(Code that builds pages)
>> Begin

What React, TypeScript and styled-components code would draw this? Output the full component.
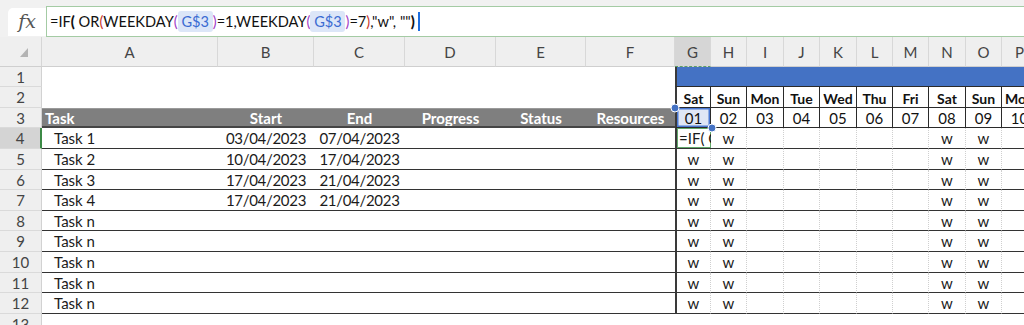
import React from "react";
import styled, { createGlobalStyle, css } from "styled-components";

const Global = createGlobalStyle`
  html, body { margin: 0; padding: 0; background: #ffffff; overflow: hidden; }
  body { font-family: "Lato", "Liberation Sans", sans-serif; color: #1b1b1b; }
  * { box-sizing: border-box; }
`;

const Page = styled.div`
  width: 1024px;
  height: 325px;
  overflow: hidden;
  display: flex;
  flex-direction: column;
`;

/* ---------- formula bar ---------- */
const FormulaBar = styled.div`
  height: 37px;
  flex: none;
  display: flex;
  align-items: flex-end;
  background: #f1f1f1;
  padding-top: 6px;
`;

const FxBox = styled.div`
  width: 38px;
  height: 28px;
  margin-left: 8px;
  margin-bottom: 1px;
  background: #ffffff;
  border-radius: 5px 0 0 0;
  display: flex;
  align-items: center;
  justify-content: center;
  font-family: "DejaVu Serif", "Liberation Serif", serif;
  font-style: italic;
  font-size: 19px;
  color: #555555;
  padding-bottom: 2px;
`;

const FormulaInput = styled.div`
  flex: 1;
  height: 31px;
  background: #ffffff;
  border: 1px solid #a4cba4;
  border-right: none;
  display: flex;
  align-items: center;
  padding-left: 3px;
  font-size: 14.6px;
  color: #111111;
  white-space: pre;
`;

const Paren = styled.span<{ $c?: string; $bold?: boolean }>`
  color: ${(p) => p.$c || "#111111"};
  font-weight: ${(p) => (p.$bold ? 900 : 400)};
`;

const Ref = styled.span`
  color: #3a6bd2;
  background: #dce6f8;
  border-radius: 3px;
  padding: 2px 0;
`;

const Caret = styled.span`
  display: inline-block;
  width: 2px;
  height: 19px;
  margin-left: 3px;
  background: #1d6fe0;
`;

/* ---------- sheet grid ---------- */
const colWidths = [42, 176, 96, 91, 91, 90, 89, 36, 36, 37, 36, 37, 36, 36, 37, 36, 36];
const rowHeights = [30, 20, 21, 20, 21, 21, 20, 21, 20, 21, 21, 20, 21, 21];

const Sheet = styled.div`
  position: relative;
  display: grid;
  grid-template-columns: ${colWidths.map((w) => `${w}px`).join(" ")};
  grid-template-rows: ${rowHeights.map((h) => `${h}px`).join(" ")};
  width: max-content;
`;

const centerText = css`
  display: flex;
  align-items: center;
  white-space: nowrap;
  overflow: hidden;
`;

const Corner = styled.div`
  background: #efefef;
  border-right: 1px solid #d6d6d6;
  border-bottom: 1px solid #cfcfcf;
  position: relative;
  &::after {
    content: "";
    position: absolute;
    left: 20px;
    top: 11px;
    width: 0;
    height: 0;
    border-left: 8px solid transparent;
    border-bottom: 9px solid #b3b3b3;
  }
`;

const ColHead = styled.div<{ $selected?: boolean }>`
  ${centerText};
  justify-content: center;
  font-size: 15px;
  color: #444444;
  background: ${(p) => (p.$selected ? "#d6d6d6" : "#efefef")};
  border-right: 1px solid #d8d8d8;
  border-bottom: ${(p) => (p.$selected ? "1px dashed #5e9e64" : "1px solid #cfcfcf")};
  padding-top: 1px;
`;

const RowHead = styled.div<{ $selected?: boolean }>`
  ${centerText};
  justify-content: center;
  font-size: 15px;
  color: #444444;
  background: ${(p) => (p.$selected ? "#d4d4d4" : "#efefef")};
  border-bottom: 1px solid #dadada;
  border-right: ${(p) => (p.$selected ? "2px solid #3c8a46" : "1px solid #d2d2d2")};
`;

const Blank = styled.div<{ $edge?: boolean }>`
  background: #ffffff;
  border-left: ${(p) => (p.$edge ? "2px solid #3a3a3a" : "none")};
`;

const TitleCell = styled.div<{ $align: "left" | "center" }>`
  ${centerText};
  justify-content: ${(p) => (p.$align === "left" ? "flex-start" : "center")};
  padding-left: ${(p) => (p.$align === "left" ? "3px" : "0")};
  background: #7f7f7f;
  color: #ffffff;
  font-weight: 700;
  font-size: 15px;
  border-top: 1px solid #9a9a9a;
  border-bottom: 2px solid #454545;
`;

const TaskCell = styled.div<{ $align: "left" | "center" }>`
  ${centerText};
  justify-content: ${(p) => (p.$align === "left" ? "flex-start" : "center")};
  padding-left: ${(p) => (p.$align === "left" ? "12px" : "0")};
  letter-spacing: ${(p) => (p.$align === "left" ? "0" : "-0.3px")};
  font-size: 15px;
  color: #1b1b1b;
  background: #ffffff;
  border-bottom: 1px solid #333333;
`;

const BandCell = styled.div<{ $edge?: boolean }>`
  background: #4472c4;
  border-left: ${(p) => (p.$edge ? "2px solid #3a3a3a" : "none")};
  border-bottom: 1px solid #2a2a2a;
`;

const DayCell = styled.div<{ $edge?: boolean }>`
  ${centerText};
  justify-content: center;
  font-weight: 700;
  font-size: 14px;
  color: #111111;
  border-left: ${(p) => (p.$edge ? "2px solid #3a3a3a" : "none")};
  border-right: 1px solid #2a2a2a;
  border-bottom: 1px solid #2a2a2a;
  padding-top: 2px;
`;

const DateNumCell = styled.div<{ $edge?: boolean; $selected?: boolean }>`
  ${centerText};
  justify-content: center;
  font-size: 15px;
  color: #111111;
  border-left: ${(p) => (p.$edge ? "2px solid #3a3a3a" : "none")};
  border-right: 1px solid #2a2a2a;
  border-bottom: 1px solid #2a2a2a;
  background: ${(p) => (p.$selected ? "#dfe6f5" : "#ffffff")};
  box-shadow: ${(p) => (p.$selected ? "inset 0 0 0 1.5px #4a78d2" : "none")};
`;

const GanttCell = styled.div<{ $edge?: boolean }>`
  ${centerText};
  justify-content: center;
  font-size: 15px;
  color: #1b1b1b;
  border-left: ${(p) => (p.$edge ? "2px solid #3a3a3a" : "none")};
  border-right: 1px dotted #cfcfcf;
  border-bottom: 1px solid #333333;
`;

const EditCell = styled.div`
  ${centerText};
  justify-content: flex-start;
  padding-left: 2px;
  font-size: 15px;
  color: #1b1b1b;
  border-left: 2px solid #3a3a3a;
  border-bottom: 1px solid #333333;
  box-shadow: inset 0 0 0 1px #62a86a;
`;

const Handle = styled.div`
  position: absolute;
  width: 9px;
  height: 9px;
  border-radius: 50%;
  background: #4472c4;
  border: 1px solid #ffffff;
  transform: translate(-50%, -50%);
`;

const colLetters = ["A", "B", "C", "D", "E", "F", "G", "H", "I", "J", "K", "L", "M", "N", "O", "P"];
const dayNames = ["Sat", "Sun", "Mon", "Tue", "Wed", "Thu", "Fri", "Sat", "Sun", "Mon"];
const titles: { text: string; align: "left" | "center" }[] = [
  { text: "Task", align: "left" },
  { text: "Start", align: "center" },
  { text: "End", align: "center" },
  { text: "Progress", align: "center" },
  { text: "Status", align: "center" },
  { text: "Resources", align: "center" },
];
const tasks: [string, string, string][] = [
  ["Task 1", "03/04/2023", "07/04/2023"],
  ["Task 2", "10/04/2023", "17/04/2023"],
  ["Task 3", "17/04/2023", "21/04/2023"],
  ["Task 4", "17/04/2023", "21/04/2023"],
  ["Task n", "", ""],
  ["Task n", "", ""],
  ["Task n", "", ""],
  ["Task n", "", ""],
  ["Task n", "", ""],
];
const weekendCols = [0, 1, 7, 8];

export default function App() {
  const cells: React.ReactNode[] = [];

  cells.push(<Corner key="corner" />);
  colLetters.forEach((l, i) => {
    cells.push(
      <ColHead key={`ch-${l}`} $selected={i === 6}>
        {l}
      </ColHead>
    );
  });

  for (let r = 1; r <= 13; r++) {
    cells.push(
      <RowHead key={`rh-${r}`} $selected={r === 4}>
        {r}
      </RowHead>
    );
    for (let c = 0; c < 6; c++) {
      const k = `c-${r}-${c}`;
      if (r === 3) {
        cells.push(
          <TitleCell key={k} $align={titles[c].align}>
            {titles[c].text}
          </TitleCell>
        );
      } else if (r >= 4 && r <= 12) {
        const t = tasks[r - 4];
        const text = c === 0 ? t[0] : c === 1 ? t[1] : c === 2 ? t[2] : "";
        cells.push(
          <TaskCell key={k} $align={c === 0 ? "left" : "center"}>
            {text}
          </TaskCell>
        );
      } else {
        cells.push(<Blank key={k} />);
      }
    }
    for (let g = 0; g < 10; g++) {
      const k = `g-${r}-${g}`;
      const edge = g === 0 && r <= 12;
      if (r === 1) {
        cells.push(<BandCell key={k} $edge={edge} />);
      } else if (r === 2) {
        cells.push(
          <DayCell key={k} $edge={edge}>
            {dayNames[g]}
          </DayCell>
        );
      } else if (r === 3) {
        cells.push(
          <DateNumCell key={k} $edge={edge} $selected={g === 0}>
            {String(g + 1).padStart(2, "0")}
          </DateNumCell>
        );
      } else if (r === 4 && g === 0) {
        cells.push(<EditCell key={k}>=IF( O</EditCell>);
      } else if (r >= 4 && r <= 12) {
        cells.push(
          <GanttCell key={k} $edge={edge}>
            {weekendCols.includes(g) ? "w" : ""}
          </GanttCell>
        );
      } else {
        cells.push(<Blank key={k} />);
      }
    }
  }

  const red = "#c8352b";
  const purple = "#a23cc6";

  return (
    <Page>
      <Global />
      <FormulaBar>
        <FxBox>fx</FxBox>
        <FormulaInput>
          =IF<Paren $bold>(</Paren> OR<Paren $c={red}>(</Paren>WEEKDAY<Paren $c={purple}>(</Paren>
          <Ref> G$3 </Ref>
          <Paren $c={purple}>)</Paren>=1,WEEKDAY<Paren $c={purple}>(</Paren>
          <Ref> G$3 </Ref>
          <Paren $c={purple}>)</Paren>=7<Paren $c={red}>)</Paren>,"w", ""<Paren $bold>)</Paren>
          <Caret />
        </FormulaInput>
      </FormulaBar>
      <Sheet>
        {cells}
        <Handle style={{ left: 675, top: 71 }} />
        <Handle style={{ left: 712, top: 91 }} />
      </Sheet>
    </Page>
  );
}
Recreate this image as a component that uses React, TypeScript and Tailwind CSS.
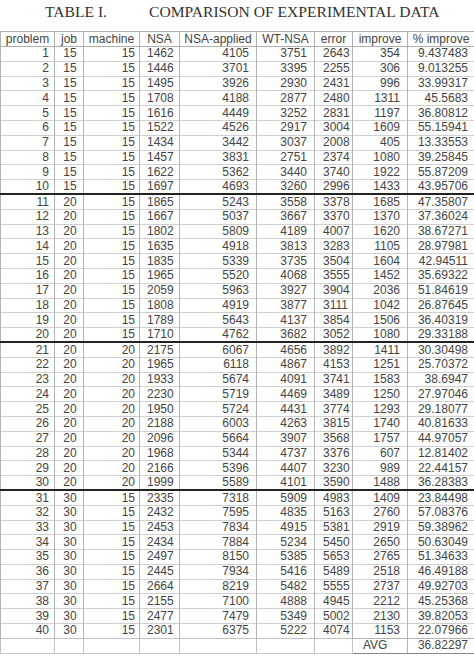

>> End

_Direction:_
Identify the lines above with the word "components". Copy them.

_Task response:_
What React, TypeScript and styled-components code would draw this? Output the full component.
import styled, { createGlobalStyle, css } from "styled-components";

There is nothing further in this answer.